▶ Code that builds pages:
— begin —

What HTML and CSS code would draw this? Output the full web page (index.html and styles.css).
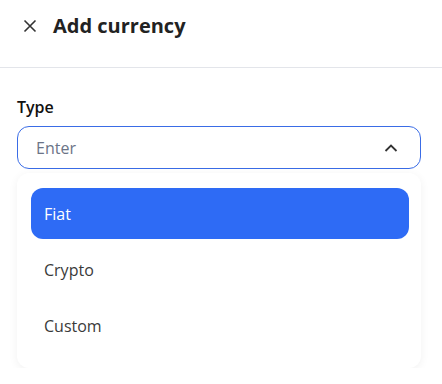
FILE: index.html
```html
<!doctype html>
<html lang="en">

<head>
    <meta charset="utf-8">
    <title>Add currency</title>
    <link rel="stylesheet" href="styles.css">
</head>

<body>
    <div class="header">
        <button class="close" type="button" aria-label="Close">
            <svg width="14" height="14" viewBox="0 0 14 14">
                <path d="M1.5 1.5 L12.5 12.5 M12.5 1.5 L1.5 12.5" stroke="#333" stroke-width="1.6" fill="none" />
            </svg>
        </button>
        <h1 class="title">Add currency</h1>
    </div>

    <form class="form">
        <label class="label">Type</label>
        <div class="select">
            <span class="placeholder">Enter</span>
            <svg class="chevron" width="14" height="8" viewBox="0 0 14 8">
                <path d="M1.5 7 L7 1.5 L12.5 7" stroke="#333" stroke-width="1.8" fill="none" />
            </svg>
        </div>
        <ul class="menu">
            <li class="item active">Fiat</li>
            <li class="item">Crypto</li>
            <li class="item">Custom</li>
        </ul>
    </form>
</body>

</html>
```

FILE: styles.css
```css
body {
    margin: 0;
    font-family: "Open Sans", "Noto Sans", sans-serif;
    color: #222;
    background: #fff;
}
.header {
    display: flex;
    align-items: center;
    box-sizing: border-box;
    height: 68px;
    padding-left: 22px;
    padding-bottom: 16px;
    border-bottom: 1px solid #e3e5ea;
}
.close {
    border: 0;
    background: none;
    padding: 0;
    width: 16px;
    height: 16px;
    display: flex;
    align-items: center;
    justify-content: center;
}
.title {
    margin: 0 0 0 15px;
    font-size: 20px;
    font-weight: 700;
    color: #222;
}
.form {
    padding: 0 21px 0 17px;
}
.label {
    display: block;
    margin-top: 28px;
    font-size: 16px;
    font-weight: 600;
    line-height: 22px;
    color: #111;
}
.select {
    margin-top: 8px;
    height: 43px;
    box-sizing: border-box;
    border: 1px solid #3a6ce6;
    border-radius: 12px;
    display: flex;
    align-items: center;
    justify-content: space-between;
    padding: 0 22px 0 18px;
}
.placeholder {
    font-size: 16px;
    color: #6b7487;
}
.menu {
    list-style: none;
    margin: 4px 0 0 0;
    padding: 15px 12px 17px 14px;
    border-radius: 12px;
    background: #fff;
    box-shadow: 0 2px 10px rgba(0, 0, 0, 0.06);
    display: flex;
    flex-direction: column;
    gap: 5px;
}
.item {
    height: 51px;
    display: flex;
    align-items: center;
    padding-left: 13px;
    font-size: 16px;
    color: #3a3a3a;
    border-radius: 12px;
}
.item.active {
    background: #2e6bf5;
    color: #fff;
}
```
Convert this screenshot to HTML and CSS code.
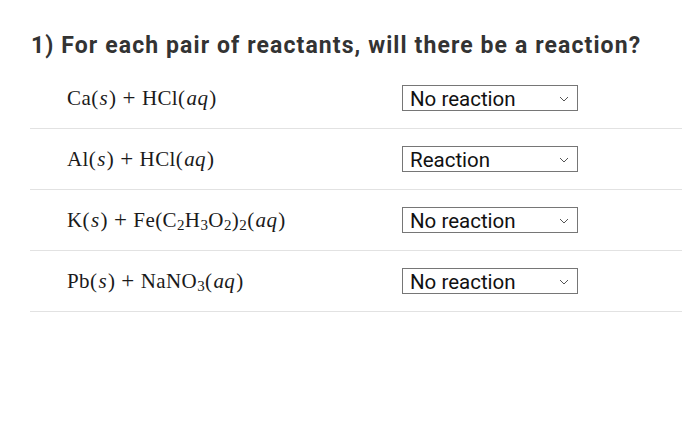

— end —

▶ The exercise: Quote the data exactly, leaving every image out of the copy.

▶ Solution:
What HTML and CSS code would draw this? Output the full web page (index.html and styles.css).
FILE: index.html
```html
<!doctype html>
<html lang="en">

<head>
    <meta charset="utf-8">
    <title>Add currency</title>
    <link rel="stylesheet" href="styles.css">
</head>

<body>
    <div class="header">
        <button class="close" type="button" aria-label="Close">
            <svg width="14" height="14" viewBox="0 0 14 14">
                <path d="M1.5 1.5 L12.5 12.5 M12.5 1.5 L1.5 12.5" stroke="#333" stroke-width="1.6" fill="none" />
            </svg>
        </button>
        <h1 class="title">Add currency</h1>
    </div>

    <form class="form">
        <label class="label">Type</label>
        <div class="select">
            <span class="placeholder">Enter</span>
            <svg class="chevron" width="14" height="8" viewBox="0 0 14 8">
                <path d="M1.5 7 L7 1.5 L12.5 7" stroke="#333" stroke-width="1.8" fill="none" />
            </svg>
        </div>
        <ul class="menu">
            <li class="item active">Fiat</li>
            <li class="item">Crypto</li>
            <li class="item">Custom</li>
        </ul>
    </form>
</body>

</html>
```

FILE: styles.css
```css
body {
    margin: 0;
    font-family: "Open Sans", "Noto Sans", sans-serif;
    color: #222;
    background: #fff;
}
.header {
    display: flex;
    align-items: center;
    box-sizing: border-box;
    height: 68px;
    padding-left: 22px;
    padding-bottom: 16px;
    border-bottom: 1px solid #e3e5ea;
}
.close {
    border: 0;
    background: none;
    padding: 0;
    width: 16px;
    height: 16px;
    display: flex;
    align-items: center;
    justify-content: center;
}
.title {
    margin: 0 0 0 15px;
    font-size: 20px;
    font-weight: 700;
    color: #222;
}
.form {
    padding: 0 21px 0 17px;
}
.label {
    display: block;
    margin-top: 28px;
    font-size: 16px;
    font-weight: 600;
    line-height: 22px;
    color: #111;
}
.select {
    margin-top: 8px;
    height: 43px;
    box-sizing: border-box;
    border: 1px solid #3a6ce6;
    border-radius: 12px;
    display: flex;
    align-items: center;
    justify-content: space-between;
    padding: 0 22px 0 18px;
}
.placeholder {
    font-size: 16px;
    color: #6b7487;
}
.menu {
    list-style: none;
    margin: 4px 0 0 0;
    padding: 15px 12px 17px 14px;
    border-radius: 12px;
    background: #fff;
    box-shadow: 0 2px 10px rgba(0, 0, 0, 0.06);
    display: flex;
    flex-direction: column;
    gap: 5px;
}
.item {
    height: 51px;
    display: flex;
    align-items: center;
    padding-left: 13px;
    font-size: 16px;
    color: #3a3a3a;
    border-radius: 12px;
}
.item.active {
    background: #2e6bf5;
    color: #fff;
}
```
Convert this screenshot to HTML and CSS code.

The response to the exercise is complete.